### Task description
Retype word for word the first line of the listing and each line after it up to the line with "L42 106 V80", with the pictures taken out.

### Dataset content
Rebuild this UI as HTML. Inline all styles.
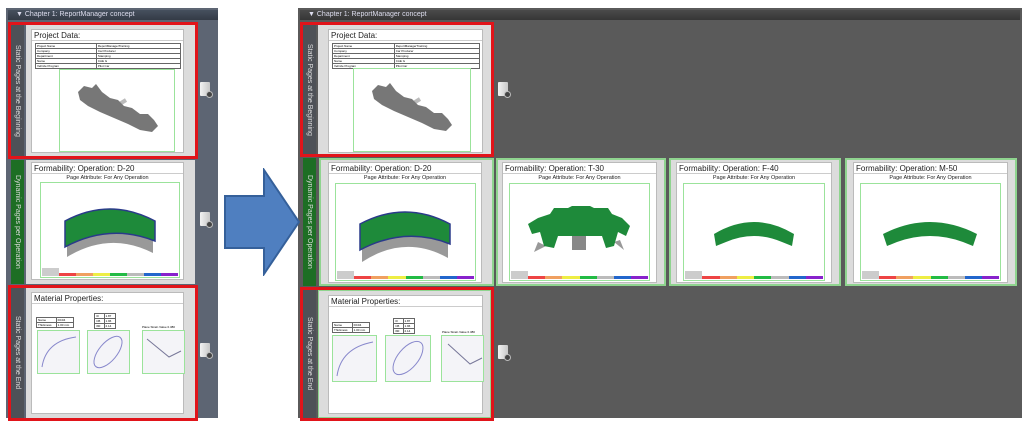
<!DOCTYPE html>
<html><head><meta charset="utf-8"><style>
*{margin:0;padding:0;box-sizing:border-box}
body{width:1024px;height:427px;background:#fff;position:relative;overflow:hidden;font-family:"Liberation Sans",sans-serif}
.a{position:absolute}
.hdr{height:10px;color:#dde;font-size:7px;line-height:10px;padding-left:8px;background:linear-gradient(#46505e,#343b46)}
.red{border:3px solid #e1141a}
.side{width:13px;background:#4e5157}
.side.g{background:#1d6e24}
.vt{position:absolute;left:0;top:0;width:13px;height:100%;writing-mode:vertical-rl;color:#ddd;font-size:7px;line-height:13px;text-align:center}
.frame{background:#dcdcdc}
.page{background:#fff;border:1px solid #bbb}
.ttl{font-size:8px;color:#222;border-bottom:1px solid #ccc;padding-left:2px;height:11px;line-height:11px;white-space:nowrap}
.sub{font-size:5.5px;text-align:center;color:#222;height:8px;line-height:8px}
.gb{border:1px solid #9be39b}
.tb{font-size:3px;border-collapse:collapse}
.tb td{border:1px solid #666;height:5px;padding:0 1px;line-height:4px}
.ico{width:10px;height:14px;background:linear-gradient(90deg,#f2f2f2,#c8c8c8);border-radius:1px}
.ico:after{content:"";position:absolute;right:-3px;bottom:-2px;width:5px;height:5px;border-radius:50%;background:#444;border:1px solid #bbb}
.leg{position:absolute;left:1px;right:1px;bottom:1px;height:8px;display:flex}
.leg i{flex:1;height:3px;margin-top:5px}
.leg i:first-child{height:8px;margin-top:0}
</style></head><body>

<div class="a" style="left:6px;top:8px;width:212px;height:410px;background:#5d6573"></div>
<div class="a hdr" style="left:8px;top:10px;width:210px">▼ Chapter 1: ReportManager concept</div>

<div class="a" style="left:298px;top:8px;width:724px;height:410px;background:#5a5a5a"></div>
<div class="a hdr" style="left:300px;top:10px;width:720px;background:linear-gradient(#4a4a4a,#363636)">▼ Chapter 1: ReportManager concept</div>

<svg class="a" style="left:222px;top:168px" width="80" height="108"><path d="M3 28 H42 V2 L77 54 L42 106 V80 H3 Z" fill="#4f7fc0" stroke="#35609a" stroke-width="2"/></svg>

<!-- left static top -->
<div class="a red" style="left:8px;top:22px;width:190px;height:137px"></div>
<div class="a side" style="left:11px;top:25px;height:131px"><div class="vt">Static Pages at the Beginning</div></div>
<div class="a frame" style="left:26px;top:25px;height:131px;width:169px"></div>
<div class="a page" style="left:31px;top:29px;width:153px;height:124px">
 <div class="ttl">Project Data:</div>
 <table class="tb a" style="left:3px;top:13px;width:146px"><tr><td>Project Name</td><td>ReportManagerTraining</td></tr><tr><td>Company</td><td>Car Producer</td></tr><tr><td>Department</td><td>Stamping</td></tr><tr><td>Name</td><td>CAE G</td></tr><tr><td>Vehicle Program</td><td>Pilot Car</td></tr></table>
 <div class="a gb" style="left:27px;top:39px;width:116px;height:83px">
  <svg width="114" height="81"><path d="M50 40 L66 30" stroke="#bbb" stroke-width="4"/><path d="M18 22 L24 16 L32 18 L36 14 L42 22 L50 28 L58 30 L64 36 L72 38 L80 44 L88 44 L94 50 L98 56 L92 62 L80 60 L68 54 L54 48 L40 42 L28 36 L20 30 Z" fill="#777"/></svg>
 </div>
</div>
<div class="a ico" style="left:200px;top:82px"></div>

<!-- left dynamic -->
<div class="a side g" style="left:11px;top:160px;height:124px"><div class="vt">Dynamic Pages per Operation</div></div>
<div class="a frame" style="left:26px;top:160px;height:124px;width:169px"></div>
<div class="a page" style="left:31px;top:162px;width:153px;height:118px">
 <div class="ttl">Formability: Operation: D-20</div>
 <div class="sub">Page Attribute: For Any Operation</div>
 <div class="a gb" style="left:8px;top:19px;width:140px;height:96px">
  <svg width="138" height="86"><path d="M26 42 Q69 20 112 42 L112 70 Q69 48 26 74 Z" fill="#999"/><path d="M24 38 Q69 14 114 38 L114 58 Q69 40 24 64 Z" fill="#1e8a3a" stroke="#2a3a8a" stroke-width="1.5"/></svg>
  <div class="leg"><i style="background:#ccc"></i><i style="background:#e44"></i><i style="background:#f0a060"></i><i style="background:#ee4"></i><i style="background:#2b4"></i><i style="background:#bbb"></i><i style="background:#26c"></i><i style="background:#82c"></i></div>
 </div>
</div>
<div class="a ico" style="left:200px;top:212px"></div>

<!-- left material -->
<div class="a red" style="left:8px;top:285px;width:190px;height:136px"></div>
<div class="a side" style="left:11px;top:288px;height:130px"><div class="vt">Static Pages at the End</div></div>
<div class="a frame" style="left:26px;top:288px;height:130px;width:169px"></div>
<div class="a page" style="left:31px;top:292px;width:153px;height:122px">
 <div class="ttl">Material Properties:</div>
 <table class="tb a" style="left:4px;top:24px;width:38px"><tr><td>Name</td><td>DC04</td></tr><tr><td>Thickness</td><td>1.00 mm</td></tr></table>
 <table class="tb a" style="left:62px;top:20px;width:22px"><tr><td>r0</td><td>1.87</td></tr><tr><td>r45</td><td>1.96</td></tr><tr><td>r90</td><td>2.14</td></tr></table>
 <div class="a" style="left:110px;top:32px;font-size:3px">Plane Strain Value 0.380</div>
 <div class="a gb" style="left:5px;top:37px;width:43px;height:44px;background:#f4f4f8"><svg width="41" height="42"><path d="M4 36 Q8 10 38 6" stroke="#88c" fill="none"/></svg></div>
 <div class="a gb" style="left:55px;top:37px;width:43px;height:44px;background:#f4f4f8"><svg width="41" height="42"><ellipse cx="20" cy="21" rx="9" ry="19" transform="rotate(40 20 21)" stroke="#88c" fill="none"/></svg></div>
 <div class="a gb" style="left:110px;top:37px;width:43px;height:44px;background:#f4f4f8"><svg width="41" height="42"><path d="M4 8 L26 26 L38 20" stroke="#779" fill="none"/></svg></div>
</div>
<div class="a ico" style="left:200px;top:343px"></div>

<!-- RIGHT static top -->
<div class="a red" style="left:300px;top:22px;width:194px;height:135px"></div>
<div class="a side" style="left:303px;top:25px;height:129px"><div class="vt">Static Pages at the Beginning</div></div>
<div class="a frame" style="left:318px;top:25px;height:129px;width:173px"></div>
<div class="a page" style="left:328px;top:29px;width:155px;height:124px">
 <div class="ttl">Project Data:</div>
 <table class="tb a" style="left:3px;top:13px;width:148px"><tr><td>Project Name</td><td>ReportManagerTraining</td></tr><tr><td>Company</td><td>Car Producer</td></tr><tr><td>Department</td><td>Stamping</td></tr><tr><td>Name</td><td>CAE G</td></tr><tr><td>Vehicle Program</td><td>Pilot Car</td></tr></table>
 <div class="a gb" style="left:24px;top:38px;width:118px;height:84px">
  <svg width="116" height="82"><path d="M50 40 L66 30" stroke="#bbb" stroke-width="4"/><path d="M18 22 L24 16 L32 18 L36 14 L42 22 L50 28 L58 30 L64 36 L72 38 L80 44 L88 44 L94 50 L98 56 L92 62 L80 60 L68 54 L54 48 L40 42 L28 36 L20 30 Z" fill="#777"/></svg>
 </div>
</div>
<div class="a ico" style="left:498px;top:82px"></div>

<!-- RIGHT dynamic row -->
<div class="a side g" style="left:303px;top:158px;height:128px"><div class="vt">Dynamic Pages per Operation</div></div>

<div class="a frame" style="left:319px;top:158px;width:175px;height:128px;border:2px solid #8fd48f"></div>
<div class="a page" style="left:328px;top:162px;width:154px;height:121px">
 <div class="ttl">Formability: Operation: D-20</div>
 <div class="sub">Page Attribute: For Any Operation</div>
 <div class="a gb" style="left:6px;top:20px;width:141px;height:98px">
  <svg width="139" height="88"><path d="M26 44 Q69 22 112 44 L112 74 Q69 50 26 78 Z" fill="#999"/><path d="M24 40 Q69 16 114 40 L114 60 Q69 42 24 66 Z" fill="#1e8a3a" stroke="#2a3a8a" stroke-width="1.5"/></svg>
  <div class="leg"><i style="background:#ccc"></i><i style="background:#e44"></i><i style="background:#f0a060"></i><i style="background:#ee4"></i><i style="background:#2b4"></i><i style="background:#bbb"></i><i style="background:#26c"></i><i style="background:#82c"></i></div>
 </div>
</div>

<div class="a frame" style="left:496px;top:158px;width:170px;height:128px;border:2px solid #8fd48f"></div>
<div class="a page" style="left:502px;top:162px;width:155px;height:121px">
 <div class="ttl">Formability: Operation: T-30</div>
 <div class="sub">Page Attribute: For Any Operation</div>
 <div class="a gb" style="left:6px;top:20px;width:141px;height:98px">
  <svg width="139" height="88"><path d="M62 52 H76 V66 H62 Z" fill="#888"/><path d="M24 68 L28 58 L36 62 Z M104 58 L114 66 L110 56 Z" fill="#999"/><path d="M18 40 L28 34 L40 30 L44 24 L58 24 L62 22 L80 22 L84 24 L98 24 L102 30 L112 34 L120 42 L116 52 L108 48 L104 62 L96 64 L92 52 L48 52 L44 64 L34 62 L30 48 L22 50 Z" fill="#1e8a3a"/></svg>
  <div class="leg"><i style="background:#ccc"></i><i style="background:#e44"></i><i style="background:#f0a060"></i><i style="background:#ee4"></i><i style="background:#2b4"></i><i style="background:#bbb"></i><i style="background:#26c"></i><i style="background:#82c"></i></div>
 </div>
</div>

<div class="a frame" style="left:669px;top:158px;width:172px;height:128px;border:2px solid #8fd48f"></div>
<div class="a page" style="left:676px;top:162px;width:156px;height:121px">
 <div class="ttl">Formability: Operation: F-40</div>
 <div class="sub">Page Attribute: For Any Operation</div>
 <div class="a gb" style="left:6px;top:20px;width:142px;height:98px">
  <svg width="140" height="88"><path d="M30 50 Q70 26 110 50 L108 62 L98 58 Q70 46 42 58 L32 62 Z" fill="#1e8a3a"/></svg>
  <div class="leg"><i style="background:#ccc"></i><i style="background:#e44"></i><i style="background:#f0a060"></i><i style="background:#ee4"></i><i style="background:#2b4"></i><i style="background:#bbb"></i><i style="background:#26c"></i><i style="background:#82c"></i></div>
 </div>
</div>

<div class="a frame" style="left:845px;top:158px;width:172px;height:128px;border:2px solid #8fd48f"></div>
<div class="a page" style="left:853px;top:162px;width:155px;height:121px">
 <div class="ttl">Formability: Operation: M-50</div>
 <div class="sub">Page Attribute: For Any Operation</div>
 <div class="a gb" style="left:6px;top:20px;width:141px;height:98px">
  <svg width="139" height="88"><path d="M22 50 Q69 26 116 50 L112 62 L102 58 Q69 46 36 58 L26 62 Z" fill="#1e8a3a"/></svg>
  <div class="leg"><i style="background:#ccc"></i><i style="background:#e44"></i><i style="background:#f0a060"></i><i style="background:#ee4"></i><i style="background:#2b4"></i><i style="background:#bbb"></i><i style="background:#26c"></i><i style="background:#82c"></i></div>
 </div>
</div>

<!-- RIGHT material -->
<div class="a red" style="left:300px;top:287px;width:194px;height:134px"></div>
<div class="a side" style="left:303px;top:290px;height:128px"><div class="vt">Static Pages at the End</div></div>
<div class="a frame" style="left:318px;top:290px;height:128px;width:173px;border:1px solid #8fd48f"></div>
<div class="a page" style="left:328px;top:295px;width:155px;height:119px">
 <div class="ttl">Material Properties:</div>
 <table class="tb a" style="left:3px;top:26px;width:38px"><tr><td>Name</td><td>DC04</td></tr><tr><td>Thickness</td><td>1.00 mm</td></tr></table>
 <table class="tb a" style="left:64px;top:22px;width:22px"><tr><td>r0</td><td>1.87</td></tr><tr><td>r45</td><td>1.96</td></tr><tr><td>r90</td><td>2.14</td></tr></table>
 <div class="a" style="left:113px;top:34px;font-size:3px">Plane Strain Value 0.380</div>
 <div class="a gb" style="left:3px;top:39px;width:45px;height:47px;background:#f4f4f8"><svg width="43" height="45"><path d="M4 40 Q8 12 40 6" stroke="#88c" fill="none"/></svg></div>
 <div class="a gb" style="left:56px;top:39px;width:46px;height:47px;background:#f4f4f8"><svg width="44" height="45"><ellipse cx="22" cy="22" rx="10" ry="20" transform="rotate(40 22 22)" stroke="#88c" fill="none"/></svg></div>
 <div class="a gb" style="left:112px;top:39px;width:43px;height:47px;background:#f4f4f8"><svg width="41" height="45"><path d="M6 8 L28 28 L40 22" stroke="#779" fill="none"/></svg></div>
</div>
<div class="a ico" style="left:498px;top:345px"></div>

</body></html>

### Result of this task
Rebuild this UI as HTML. Inline all styles.
<!DOCTYPE html>
<html><head><meta charset="utf-8"><style>
*{margin:0;padding:0;box-sizing:border-box}
body{width:1024px;height:427px;background:#fff;position:relative;overflow:hidden;font-family:"Liberation Sans",sans-serif}
.a{position:absolute}
.hdr{height:10px;color:#dde;font-size:7px;line-height:10px;padding-left:8px;background:linear-gradient(#46505e,#343b46)}
.red{border:3px solid #e1141a}
.side{width:13px;background:#4e5157}
.side.g{background:#1d6e24}
.vt{position:absolute;left:0;top:0;width:13px;height:100%;writing-mode:vertical-rl;color:#ddd;font-size:7px;line-height:13px;text-align:center}
.frame{background:#dcdcdc}
.page{background:#fff;border:1px solid #bbb}
.ttl{font-size:8px;color:#222;border-bottom:1px solid #ccc;padding-left:2px;height:11px;line-height:11px;white-space:nowrap}
.sub{font-size:5.5px;text-align:center;color:#222;height:8px;line-height:8px}
.gb{border:1px solid #9be39b}
.tb{font-size:3px;border-collapse:collapse}
.tb td{border:1px solid #666;height:5px;padding:0 1px;line-height:4px}
.ico{width:10px;height:14px;background:linear-gradient(90deg,#f2f2f2,#c8c8c8);border-radius:1px}
.ico:after{content:"";position:absolute;right:-3px;bottom:-2px;width:5px;height:5px;border-radius:50%;background:#444;border:1px solid #bbb}
.leg{position:absolute;left:1px;right:1px;bottom:1px;height:8px;display:flex}
.leg i{flex:1;height:3px;margin-top:5px}
.leg i:first-child{height:8px;margin-top:0}
</style></head><body>

<div class="a" style="left:6px;top:8px;width:212px;height:410px;background:#5d6573"></div>
<div class="a hdr" style="left:8px;top:10px;width:210px">▼ Chapter 1: ReportManager concept</div>

<div class="a" style="left:298px;top:8px;width:724px;height:410px;background:#5a5a5a"></div>
<div class="a hdr" style="left:300px;top:10px;width:720px;background:linear-gradient(#4a4a4a,#363636)">▼ Chapter 1: ReportManager concept</div>

<svg class="a" style="left:222px;top:168px" width="80" height="108"><path d="M3 28 H42 V2 L77 54 L42 106 V80 H3 Z" fill="#4f7fc0" stroke="#35609a" stroke-width="2"/></svg>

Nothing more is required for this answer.